Despite these challenges basic services such as health, food, water, sanitation, education and protection are being maintained thanks to planning and the close cooperation of partners and the refugee communities in Dadaab. Together with our partners we are also looking at the alternative ways of delivering services, including larger involvement from the host community, strengthening the involvement and responsibilities of incentive refugee workers, as well as enhancing communications with the refugee community.
Meanwhile in Ethiopia, a security incident occurred near the Dollo Ado camps on Wednesday morning. Three armed men in civilian clothing attempted to stop a vehicle belonging to an international NGO on the main access road between Dollo Ado town and Bur Amino camp, the fifth and newest refugee camp there. The vehicle, with four people on board, did not stop and the men opened fire. Fortunately no one was hurt.

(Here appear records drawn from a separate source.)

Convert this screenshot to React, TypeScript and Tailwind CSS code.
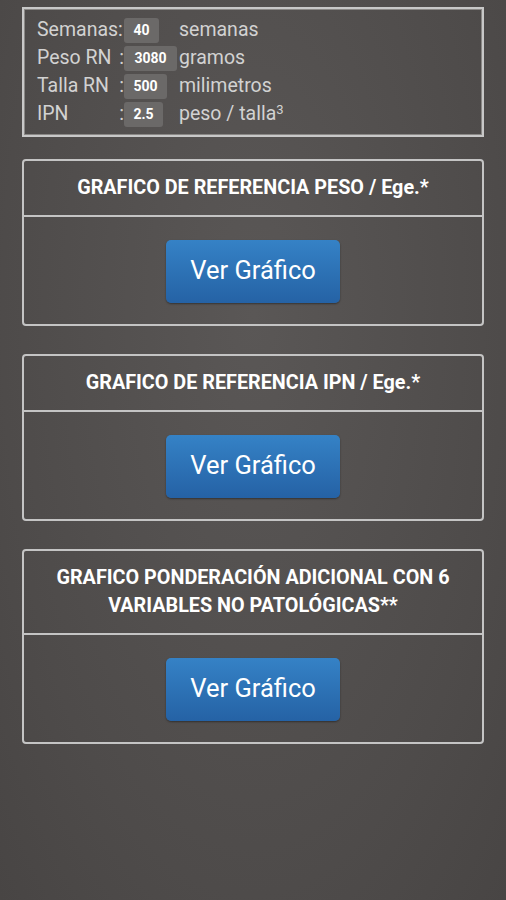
import React from "react";

const rows = [
  { label: "Semanas:", colon: "", value: "40", unit: "semanas", boxW: "w-[35px]" },
  { label: "Peso RN", colon: ":", value: "3080", unit: "gramos", boxW: "w-[53px]" },
  { label: "Talla RN", colon: ":", value: "500", unit: "milimetros", boxW: "w-[43px]" },
  { label: "IPN", colon: ":", value: "2.5", unit: "peso / talla", boxW: "w-[39px]" },
];

function ChartCard({ title }: { title: React.ReactNode }) {
  return (
    <div className="rounded-[4px] border-2 border-[#c4c4c4]">
      <div className="flex items-center justify-center border-b-2 border-[#c4c4c4] px-5 py-[13px] text-center text-[19.8px] font-bold leading-[28px] text-white">
        {title}
      </div>
      <div className="flex justify-center pb-[21px] pt-[23px]">
        <button className="h-[63px] w-[174px] rounded-[5px] bg-gradient-to-b from-[#3582c6] to-[#2562a5] pb-[3px] text-[25.5px] text-white shadow-[0_1px_2px_rgba(0,0,0,0.4)]">
          Ver Gráfico
        </button>
      </div>
    </div>
  );
}

export default function App() {
  return (
    <div
      className="h-[900px] w-[506px] overflow-hidden bg-[radial-gradient(ellipse_at_50%_35%,#5a5756_0%,#4e4b4a_70%,#484544_100%)] px-[22px] pt-[7px]"
      style={{ fontFamily: "Roboto, 'Noto Sans', sans-serif" }}
    >
      {/* Datos */}
      <div className="border-2 border-[#c8c8c8] px-[13px] py-[7px] shadow-[inset_0_0_0_1px_#8a8886]">
        {rows.map((r) => (
          <div key={r.label} className="flex h-[28px] items-center text-[19.5px] text-[#d2d2d2]">
            <span className="flex w-[87px] justify-between whitespace-nowrap">
              <span>{r.label}</span>
              <span>{r.colon}</span>
            </span>
            <span className="w-[55px] shrink-0">
              <span
                className={`${r.boxW} flex h-[25px] items-center justify-center rounded-[3px] bg-[#6b6968] text-[14px] font-bold text-white`}
              >
                {r.value}
              </span>
            </span>
            <span className="whitespace-nowrap">
              {r.unit}
              {r.label === "IPN" && <sup className="text-[13px]">3</sup>}
            </span>
          </div>
        ))}
      </div>

      <div className="mt-[22px] flex flex-col gap-[28px]">
        <ChartCard title="GRAFICO DE REFERENCIA PESO / Ege.*" />
        <ChartCard title="GRAFICO DE REFERENCIA IPN / Ege.*" />
        <ChartCard
          title={
            <span>
              GRAFICO PONDERACIÓN ADICIONAL CON 6
              <br />
              VARIABLES NO PATOLÓGICAS**
            </span>
          }
        />
      </div>
    </div>
  );
}
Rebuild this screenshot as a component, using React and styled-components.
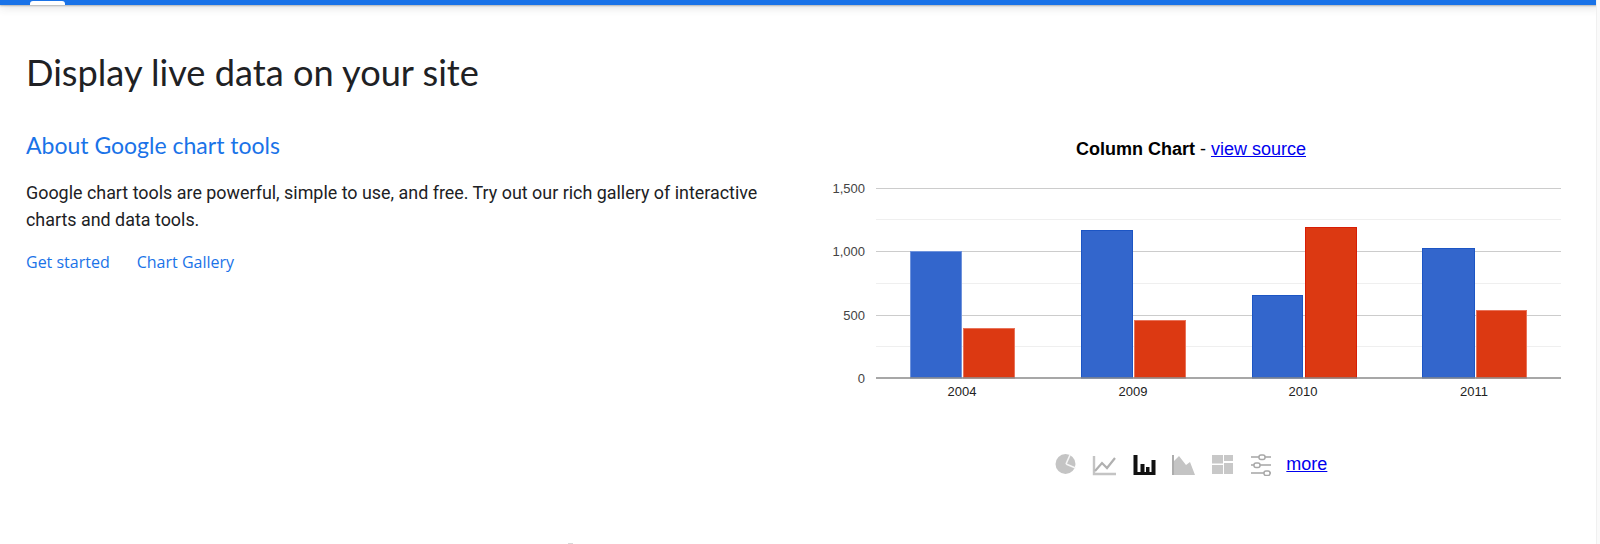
import React from 'react';
import styled, { createGlobalStyle } from 'styled-components';

const GlobalStyle = createGlobalStyle`
    html, body {
        margin: 0;
        padding: 0;
        background: #fff;
        overflow: hidden;
    }
`;

const Page = styled.div`
    position: relative;
    width: 1600px;
    height: 544px;
    overflow: hidden;
    background: #fff;
`;

const TopBar = styled.div`
    height: 5px;
    background: #1a73e8;
    box-shadow: 0 1px 2px rgba(60, 64, 67, 0.35), 0 2px 10px rgba(60, 64, 67, 0.2);
`;

const ActiveTab = styled.div`
    position: absolute;
    top: 1px;
    left: 30px;
    width: 35px;
    height: 4px;
    background: #fff;
    border-radius: 3px 3px 0 0;
`;

const ScrollEdge = styled.div`
    position: absolute;
    top: 0;
    right: 0;
    bottom: 0;
    width: 3px;
    background: #fafafa;
    border-left: 1px solid #f0f0f0;
`;

const CutOffMark = styled.div`
    position: absolute;
    left: 568px;
    bottom: 0;
    width: 5px;
    height: 1px;
    background: #d8d8d8;
`;

const Content = styled.main`
    display: grid;
    grid-template-columns: 784px 1fr;
    padding: 0 0 0 26px;
`;

const Heading = styled.h1`
    grid-column: 1 / -1;
    margin: 41px 0 0;
    font-family: Lato, sans-serif;
    font-weight: 400;
    font-size: 36.2px;
    line-height: 52px;
    color: #202124;
`;

const Intro = styled.section`
    padding-top: 31px;
`;

const SubHeading = styled.h2`
    margin: 0;
    font-family: Lato, sans-serif;
    font-weight: 400;
    font-size: 23px;
    line-height: 32px;
    color: #1a73e8;
`;

const Body = styled.p`
    margin: 18px 0 0;
    width: 740px;
    font-family: Roboto, sans-serif;
    font-size: 17.9px;
    line-height: 27px;
    color: #202124;
`;

const Links = styled.div`
    display: flex;
    gap: 27px;
    margin-top: 17px;
`;

const TextLink = styled.a`
    font-family: "Open Sans", sans-serif;
    font-size: 16px;
    line-height: 24px;
    color: #1a73e8;
    text-decoration: none;
`;

const ChartPanel = styled.section`
    display: flex;
    flex-direction: column;
    padding-top: 40px;
`;

const ChartTitle = styled.div`
    width: 762px;
    text-align: center;
    font-family: "Liberation Sans", Arial, sans-serif;
    font-size: 18px;
    line-height: 22px;
    color: #000;
`;

const Strong = styled.b`
    font-weight: 700;
`;

const PlainLink = styled.a`
    color: #00e;
    text-decoration: underline;
`;

const ChartSvg = styled.svg`
    display: block;
    margin-top: 12px;
    font-family: "Liberation Sans", Arial, sans-serif;
`;

const Switcher = styled.div`
    display: flex;
    align-items: center;
    gap: 15.4px;
    margin: 48px 0 0 243px;
`;

const IconSvg = styled.svg`
    display: block;
    flex: none;
    filter: blur(0.4px);
`;

const MoreLink = styled(PlainLink)`
    margin-left: -3px;
    font-family: "Liberation Sans", Arial, sans-serif;
    font-size: 18px;
    line-height: 22px;
`;

const CHART_LEFT = 810;
const CHART_TOP = 172;
const toX = x => x - CHART_LEFT;
const toY = y => y - CHART_TOP;

const gridLines = [
    { y: 188.5, major: true },
    { y: 219.5 },
    { y: 251.5, major: true },
    { y: 283.5 },
    { y: 315.5, major: true },
    { y: 346.5 },
];

const yLabels = [
    { y: 188, text: '1,500' },
    { y: 251, text: '1,000' },
    { y: 315, text: '500' },
    { y: 378, text: '0' },
];

const bars = [
    { x: 910, w: 52, top: 251.5, color: '#3366cc', edge: '#6f93dc' },
    { x: 963, w: 52, top: 328.5, color: '#dc3912', edge: '#e8735a' },
    { x: 1081, w: 52, top: 230.5, color: '#3366cc', edge: '#1c55c4' },
    { x: 1134, w: 52, top: 320.5, color: '#dc3912', edge: '#e8735a' },
    { x: 1252, w: 51, top: 295.5, color: '#3366cc', edge: '#1c55c4' },
    { x: 1305, w: 52, top: 227.5, color: '#dc3912', edge: '#d81d05' },
    { x: 1422, w: 53, top: 248.5, color: '#3366cc', edge: '#1c55c4' },
    { x: 1476, w: 51, top: 310.5, color: '#dc3912', edge: '#e8735a' },
];

const xLabels = [
    { x: 962, text: '2004' },
    { x: 1133, text: '2009' },
    { x: 1303, text: '2010' },
    { x: 1474, text: '2011' },
];

const ColumnChart = () => (
    <ChartSvg width="770" height="232" viewBox="0 0 770 232">
        {gridLines.map(line => (
            <line
                key={line.y}
                x1={toX(876)}
                x2={toX(1561)}
                y1={toY(line.y)}
                y2={toY(line.y)}
                stroke={line.major ? '#cccccc' : '#efefef'}
            />
        ))}
        {bars.map(bar => (
            <rect
                key={bar.x}
                x={toX(bar.x) + 0.5}
                y={toY(bar.top)}
                width={bar.w - 1}
                height={378 - bar.top}
                fill={bar.color}
                stroke={bar.edge}
            />
        ))}
        <line x1={toX(876)} x2={toX(1561)} y1={toY(378)} y2={toY(378)} stroke="#8a8a8a" strokeWidth="1.4" />
        {yLabels.map(label => (
            <text key={label.text} x={toX(865)} y={toY(label.y) + 4.5} textAnchor="end" fontSize="13" fill="#444">
                {label.text}
            </text>
        ))}
        {xLabels.map(label => (
            <text key={label.text} x={toX(label.x)} y={toY(396)} textAnchor="middle" fontSize="13" fill="#222">
                {label.text}
            </text>
        ))}
    </ChartSvg>
);

const Icon = ({ children }) => (
    <IconSvg width="24" height="24" viewBox="0 0 24 24" fill="#c4c4c4" stroke="none">
        {children}
    </IconSvg>
);

const PieIcon = () => (
    <Icon>
        <circle cx="12.5" cy="12" r="10" />
        <path d="M13 12 L17 3 M13 12 L22.5 16" stroke="#f6f6f6" strokeWidth="1.6" fill="none" />
    </Icon>
);

const LineIcon = () => (
    <Icon>
        <path d="M2 4 V22 H24" fill="none" stroke="#c4c4c4" strokeWidth="2.4" />
        <path d="M3 19 L10 11 L15 16 L23 6" fill="none" stroke="#b0b0b0" strokeWidth="2.2" />
    </Icon>
);

const BarsIcon = () => (
    <Icon>
        <path d="M1.5 3 H5.5 V20 H8.5 V12 H12.5 V20 H14 V15 H17.5 V20 H19.5 V8 H23.5 V23 H1.5 Z" fill="#111" />
    </Icon>
);

const AreaIcon = () => (
    <Icon>
        <path d="M1 3 H3 V9 L8 4 L15 13 L19 10 L24 23 H1 Z" />
        <path d="M2 3 V23" stroke="#a8a8a8" strokeWidth="1.6" />
    </Icon>
);

const TreemapIcon = () => (
    <Icon>
        <path d="M1 3 H12 V11.5 H1 Z M13 3 H22 V9 H13 Z M1 13 H12 V22 H1 Z M13 11 H22 V22 H13 Z" fill="#c8c8c8" />
    </Icon>
);

const ControlsIcon = () => (
    <Icon>
        <path d="M1 5 H21 M1 13 H21 M1 21 H21" stroke="#bbbbbb" strokeWidth="2.2" fill="none" />
        <rect x="9" y="3" width="6" height="4.5" rx="2" fill="#fff" stroke="#a8a8a8" strokeWidth="1.5" />
        <rect x="4" y="11" width="6" height="4.5" rx="2" fill="#fff" stroke="#a8a8a8" strokeWidth="1.5" />
        <rect x="14" y="19" width="6" height="4.5" rx="2" fill="#fff" stroke="#a8a8a8" strokeWidth="1.5" />
    </Icon>
);

export default function App() {
    return (
        <Page>
            <GlobalStyle />
            <TopBar />
            <ActiveTab />
            <ScrollEdge />
            <CutOffMark />
            <Content>
                <Heading>Display live data on your site</Heading>
                <Intro>
                    <SubHeading>About Google chart tools</SubHeading>
                    <Body>
                        Google chart tools are powerful, simple to use, and free. Try out our rich gallery of interactive charts and data tools.
                    </Body>
                    <Links>
                        <TextLink href="#">Get started</TextLink>
                        <TextLink href="#">Chart Gallery</TextLink>
                    </Links>
                </Intro>
                <ChartPanel>
                    <ChartTitle>
                        <Strong>Column Chart</Strong> - <PlainLink href="#">view source</PlainLink>
                    </ChartTitle>
                    <ColumnChart />
                    <Switcher>
                        <PieIcon />
                        <LineIcon />
                        <BarsIcon />
                        <AreaIcon />
                        <TreemapIcon />
                        <ControlsIcon />
                        <MoreLink href="#">more</MoreLink>
                    </Switcher>
                </ChartPanel>
            </Content>
        </Page>
    );
}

This is the first such incident in the Dollo Ado area, which has been relatively calm throughout the massive displacement crisis. Although this was an isolated incident, aid agencies have restricted all but essential activities and movements in all five Dollo Ado camps, which today host some 140,000 people. These are temporary measures while the Ethiopian authorities conduct their investigation and additional steps are taken to increase security for humanitarian staff. Our teams continue to operate in the camps furthest from the border, as well as at the reception and transit centres, where newly arrived refugees from Somalia are registered and given protection and assistance.
More than 955,000 Somalis live as refugees in countries neighbouring Somalia – primarily in Kenya (520,000), Yemen (203,000) and Ethiopia (186,000). A third of them fled Somalia in the course of 2011. Another 1.3 million people are internally displaced within Somalia.